12-03-2007
zmień rozmiar tekstu
A+ A-
Bundestag kilka dni temu uchwalił ustawę zgodnie z którą obywatele Niemiec będą musieli pracować do 67 roku życia. Dotychczasowy wiek emerytalny u naszych zachodnich sąsiadów wynosił 65 lat.
Reforma będzie wprowadzana stopniowo w latach 2012- 2029. Minister pracy, wicekanclerz Franz Muentefering (SPD) wskazywał, że wspomniane zmiany są niezbędne, jako że kraj boryka się z niesprzyjającą sytuacją demograficzną.

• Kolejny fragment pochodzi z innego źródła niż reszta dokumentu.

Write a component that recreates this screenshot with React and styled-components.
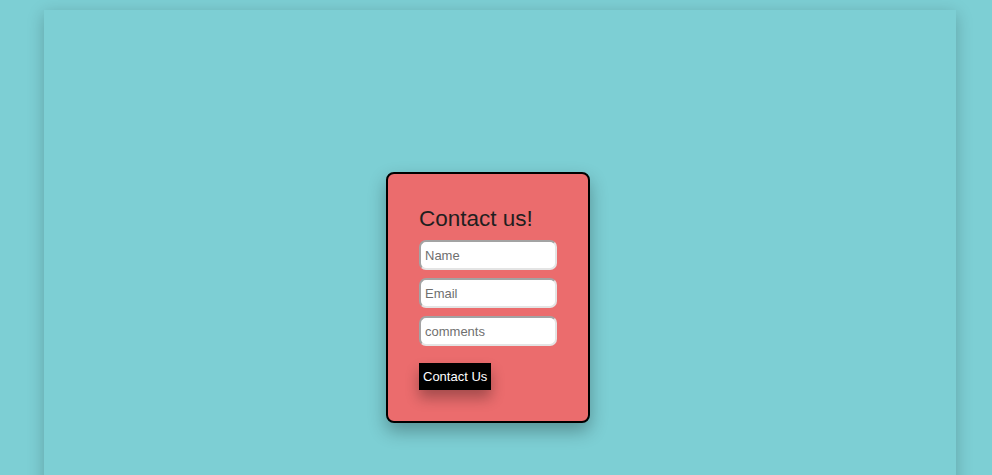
import React from 'react';
import styled, {createGlobalStyle} from "styled-components";

const GlobalStyle = createGlobalStyle`
  html, body {
    margin: 0;
    padding: 0;
    background: #7dcfd4;
    overflow: hidden;
  }
  body {
    font-family: "Liberation Sans", Arial, Helvetica, sans-serif;
  }
`;

const Page = styled.div`
  margin: 10px 36px 0 44px;
  min-height: 600px;
  background: #7dcfd4;
  box-shadow: 0 4px 16px rgba(0, 0, 0, 0.22);
  display: flex;
  align-items: flex-start;
  padding: 162px 0 0 342px;
  box-sizing: border-box;
`;

const Card = styled.form`
  width: 204px;
  box-sizing: border-box;
  padding: 30px 31px 31px;
  background: #eb6c6d;
  border: 2px solid #000;
  border-radius: 8px;
  box-shadow: 0 8px 18px rgba(0, 0, 0, 0.3);
  display: flex;
  flex-direction: column;
  align-items: flex-start;
`;

const Title = styled.h2`
  margin: 0 0 6px;
  font-size: 22.5px;
  font-weight: 400;
  line-height: 30px;
  color: #1f1f1f;
`;

const Field = styled.input`
  width: 138px;
  height: 30px;
  box-sizing: border-box;
  margin: 0 0 8px;
  padding: 0 4px;
  border-width: 2px;
  border-style: solid;
  border-color: #a3a3a3 #e4e4e4 #e4e4e4 #a3a3a3;
  border-radius: 7px;
  background: #fff;
  font-family: inherit;
  font-size: 13px;
  color: #222;
  outline: none;

  &::placeholder {
    color: #6f6f6f;
  }
`;

const SubmitButton = styled.button`
  margin-top: 9px;
  padding: 6px 4px;
  border: none;
  background: #000;
  color: #fff;
  font-family: inherit;
  font-size: 13px;
  line-height: 15px;
  box-shadow: 0 8px 14px rgba(0, 0, 0, 0.3);
  cursor: pointer;
`;

const App = () => {
    const onSubmit = (e) => {
        e.preventDefault();
    }

    return (
        <>
            <GlobalStyle/>
            <Page>
                <Card onSubmit={onSubmit}>
                    <Title>Contact us!</Title>
                    <Field type={'text'} name={'name'} placeholder={'Name'}/>
                    <Field type={'email'} name={'email'} placeholder={'Email'}/>
                    <Field type={'text'} name={'comments'} placeholder={'comments'}/>
                    <SubmitButton type={'submit'}>Contact Us</SubmitButton>
                </Card>
            </Page>
        </>
    );
};

export default App;
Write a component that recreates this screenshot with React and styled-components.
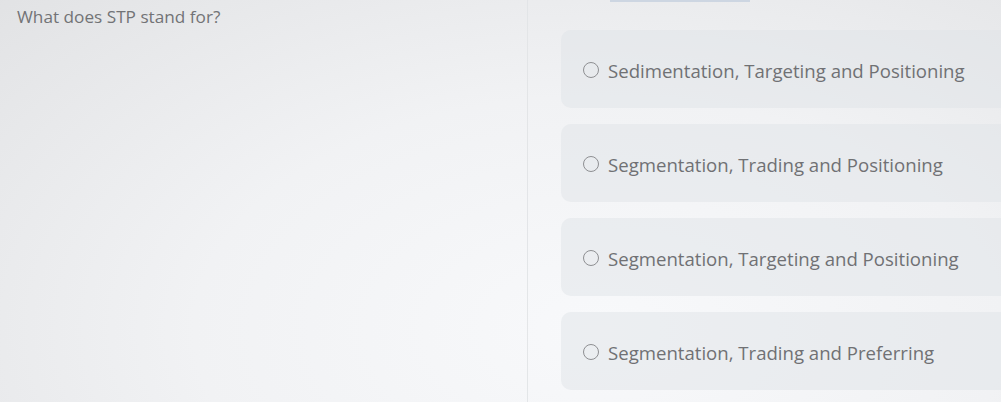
import React from 'react'
import styled, { createGlobalStyle } from 'styled-components'

const GlobalStyle = createGlobalStyle`
  html, body {
    margin: 0;
    padding: 0;
  }
  body {
    font-family: "Open Sans", "Noto Sans", sans-serif;
  }
`

const Page = styled.div`
  width: 1001px;
  height: 402px;
  overflow: hidden;
  display: grid;
  grid-template-columns: 528px 1fr;
  background: radial-gradient(ellipse 900px 520px at 600px 330px, #f8f9fb 0%, #f1f2f4 45%, #dfe0e2 100%);
`

const QuestionPane = styled.div`
  padding: 5px 0 0 17px;
  border-right: 1px solid rgba(225, 227, 230, 0.9);
`

const Question = styled.div`
  font-size: 17.2px;
  color: #727376;
`

const Options = styled.div`
  position: relative;
  display: flex;
  flex-direction: column;
  gap: 16px;
  padding: 30px 0 0 33px;
`

const TopBar = styled.div`
  position: absolute;
  top: 0;
  left: 82px;
  width: 140px;
  height: 2px;
  background: #cdd6e2;
`

const Card = styled.label`
  display: flex;
  align-items: center;
  gap: 9px;
  height: 78px;
  padding: 2px 0 0 22px;
  box-sizing: border-box;
  border-radius: 10px 0 0 10px;
  background: rgba(224, 227, 232, 0.5);
  cursor: pointer;
`

const Radio = styled.span`
  width: 14px;
  height: 14px;
  border-radius: 50%;
  border: 1.6px solid #8e8f92;
  flex-shrink: 0;
`

const OptionText = styled.span`
  font-size: 18.6px;
  color: #707174;
`

const options = [
  'Sedimentation, Targeting and Positioning',
  'Segmentation, Trading and Positioning',
  'Segmentation, Targeting and Positioning',
  'Segmentation, Trading and Preferring',
]

const App = () => {
  return (
    <>
      <GlobalStyle />
      <Page>
        <QuestionPane>
          <Question>What does STP stand for?</Question>
        </QuestionPane>
        <Options>
          <TopBar />
          {options.map(o => (
            <Card key={o}>
              <Radio />
              <OptionText>{o}</OptionText>
            </Card>
          ))}
        </Options>
      </Page>
    </>
  )
}

export default App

"50 lat temu po przejściu na emeryturę pobierano świadczenia przez średnio 10 lat. Obecnie ludzie żyją znacznie dłużej, a okres pobierania emerytury wydłużył się do 17 lat, zaś w 2030 roku wzrośnie o kolejne trzy lata. Obecnie na jednego emeryta przypada 3,2 pracujących, w 2030 roku ten stosunek wyniesie 1: 1,9. Zamykanie oczu przed tymi zjawiskami nie byłoby mądre. Musimy działać" – tłumaczył Muentefering.
Obywatele, którzy przepracowali 45 lat nadal będą mogli korzystać ze świadczeń emerytalnych już po 65 roku życia, na wcześniejsza emeryturę zaś będzie można odejść po skończeniu 63 lat, okupione zostanie to jednak zmniejszeniem wypłacanych kwot.
Rząd pragnie wykreować w kraju sytuację podobną do tej z krajów skandynawskich, gdzie 70% osób po 55 roku życia pozostaje aktywnymi zawodowo.
Opisanym rozwiązaniom sprzeciwiała się Partia Lewicy i związki zawodowe. Protesty przeciwników ustawy nie powstrzymały jednak jej przyjęcia.